WHAT THE TASK ASKS:
Exclude images, then output the remaining data verbatim.

COLLECTED DATA:

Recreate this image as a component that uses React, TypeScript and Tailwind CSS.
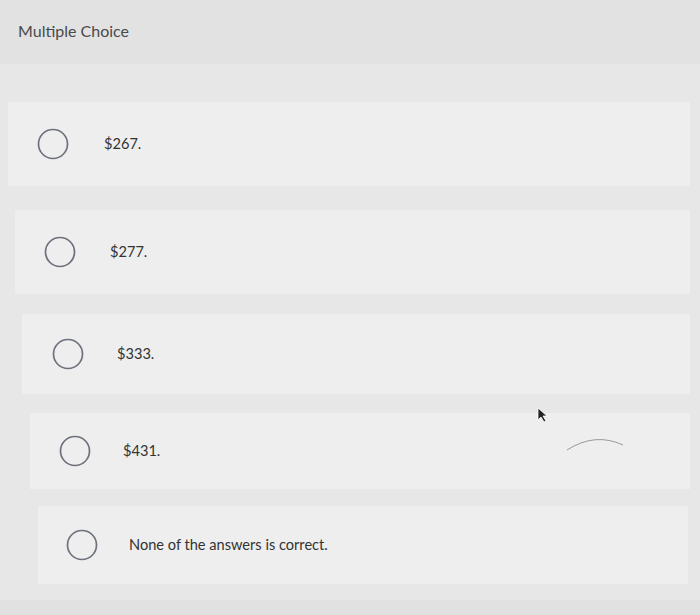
import React from "react";

const options = [
  { label: "$267.", top: "mt-[38px]", h: "h-[84px]", ml: "ml-[8px]", mr: "mr-[10px]", pl: "pl-[28.5px]", gap: "gap-[35.5px]" },
  { label: "$277.", top: "mt-[24px]", h: "h-[84px]", ml: "ml-[15px]", mr: "mr-[10px]", pl: "pl-[29px]", gap: "gap-[34px]" },
  { label: "$333.", top: "mt-[20px]", h: "h-[80px]", ml: "ml-[22px]", mr: "mr-[10px]", pl: "pl-[30px]", gap: "gap-[33px]" },
  { label: "$431.", top: "mt-[19px]", h: "h-[76px]", ml: "ml-[30px]", mr: "mr-[10px]", pl: "pl-[29px]", gap: "gap-[32px]" },
  { label: "None of the answers is correct.", top: "mt-[17px]", h: "h-[78px]", ml: "ml-[38px]", mr: "mr-[12px]", pl: "pl-[28px]", gap: "gap-[31px]" },
];

function Radio() {
  return (
    <svg width="32" height="32" viewBox="0 0 32 32" className="shrink-0">
      <circle cx="16" cy="16" r="14.5" fill="none" stroke="#6d717c" strokeWidth="1.7" />
    </svg>
  );
}

export default function App() {
  return (
    <div
      className="relative w-[700px] h-[615px] overflow-hidden bg-[#e1e1e1] text-[#333]"
      style={{ fontFamily: "Lato, 'Open Sans', sans-serif" }}
    >
      <div className="h-[64px] px-[18px] pt-[19px] text-[16px] text-[#4a4a4a] bg-[#e2e2e2]">
        Multiple Choice
      </div>
      <div className="flex flex-col bg-[#e7e7e7] pb-[16px]">
        {options.map((o, i) => (
          <div
            key={i}
            className={`${o.top} ${o.h} ${o.ml} ${o.mr} ${o.pl} ${o.gap} flex items-center bg-[#eeeeee]`}
          >
            <Radio />
            <span className="text-[14.6px] text-[#333]">{o.label}</span>
          </div>
        ))}
      </div>
      <svg className="absolute left-[536px] top-[406px]" width="16" height="18" viewBox="0 0 16 18">
        <path d="M2 2 L2 14 L5 11 L8 16 L10 15 L7 10 L11 10 Z" fill="#222" stroke="#fff" strokeWidth="0.8" />
      </svg>
      <svg className="absolute left-[565px] top-[436px]" width="62" height="16" viewBox="0 0 62 16">
        <path d="M2 14 Q 30 -4 58 9" fill="none" stroke="#9a9a9a" strokeWidth="1" />
      </svg>
    </div>
  );
}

RESPONSE:
Recreate this image as a component that uses React, TypeScript and Tailwind CSS.
import React from "react";

const options = [
  { label: "$267.", top: "mt-[38px]", h: "h-[84px]", ml: "ml-[8px]", mr: "mr-[10px]", pl: "pl-[28.5px]", gap: "gap-[35.5px]" },
  { label: "$277.", top: "mt-[24px]", h: "h-[84px]", ml: "ml-[15px]", mr: "mr-[10px]", pl: "pl-[29px]", gap: "gap-[34px]" },
  { label: "$333.", top: "mt-[20px]", h: "h-[80px]", ml: "ml-[22px]", mr: "mr-[10px]", pl: "pl-[30px]", gap: "gap-[33px]" },
  { label: "$431.", top: "mt-[19px]", h: "h-[76px]", ml: "ml-[30px]", mr: "mr-[10px]", pl: "pl-[29px]", gap: "gap-[32px]" },
  { label: "None of the answers is correct.", top: "mt-[17px]", h: "h-[78px]", ml: "ml-[38px]", mr: "mr-[12px]", pl: "pl-[28px]", gap: "gap-[31px]" },
];

function Radio() {
  return (
    <svg width="32" height="32" viewBox="0 0 32 32" className="shrink-0">
      <circle cx="16" cy="16" r="14.5" fill="none" stroke="#6d717c" strokeWidth="1.7" />
    </svg>
  );
}

export default function App() {
  return (
    <div
      className="relative w-[700px] h-[615px] overflow-hidden bg-[#e1e1e1] text-[#333]"
      style={{ fontFamily: "Lato, 'Open Sans', sans-serif" }}
    >
      <div className="h-[64px] px-[18px] pt-[19px] text-[16px] text-[#4a4a4a] bg-[#e2e2e2]">
        Multiple Choice
      </div>
      <div className="flex flex-col bg-[#e7e7e7] pb-[16px]">
        {options.map((o, i) => (
          <div
            key={i}
            className={`${o.top} ${o.h} ${o.ml} ${o.mr} ${o.pl} ${o.gap} flex items-center bg-[#eeeeee]`}
          >
            <Radio />
            <span className="text-[14.6px] text-[#333]">{o.label}</span>
          </div>
        ))}
      </div>
      <svg className="absolute left-[536px] top-[406px]" width="16" height="18" viewBox="0 0 16 18">
        <path d="M2 2 L2 14 L5 11 L8 16 L10 15 L7 10 L11 10 Z" fill="#222" stroke="#fff" strokeWidth="0.8" />
      </svg>
      <svg className="absolute left-[565px] top-[436px]" width="62" height="16" viewBox="0 0 62 16">
        <path d="M2 14 Q 30 -4 58 9" fill="none" stroke="#9a9a9a" strokeWidth="1" />
      </svg>
    </div>
  );
}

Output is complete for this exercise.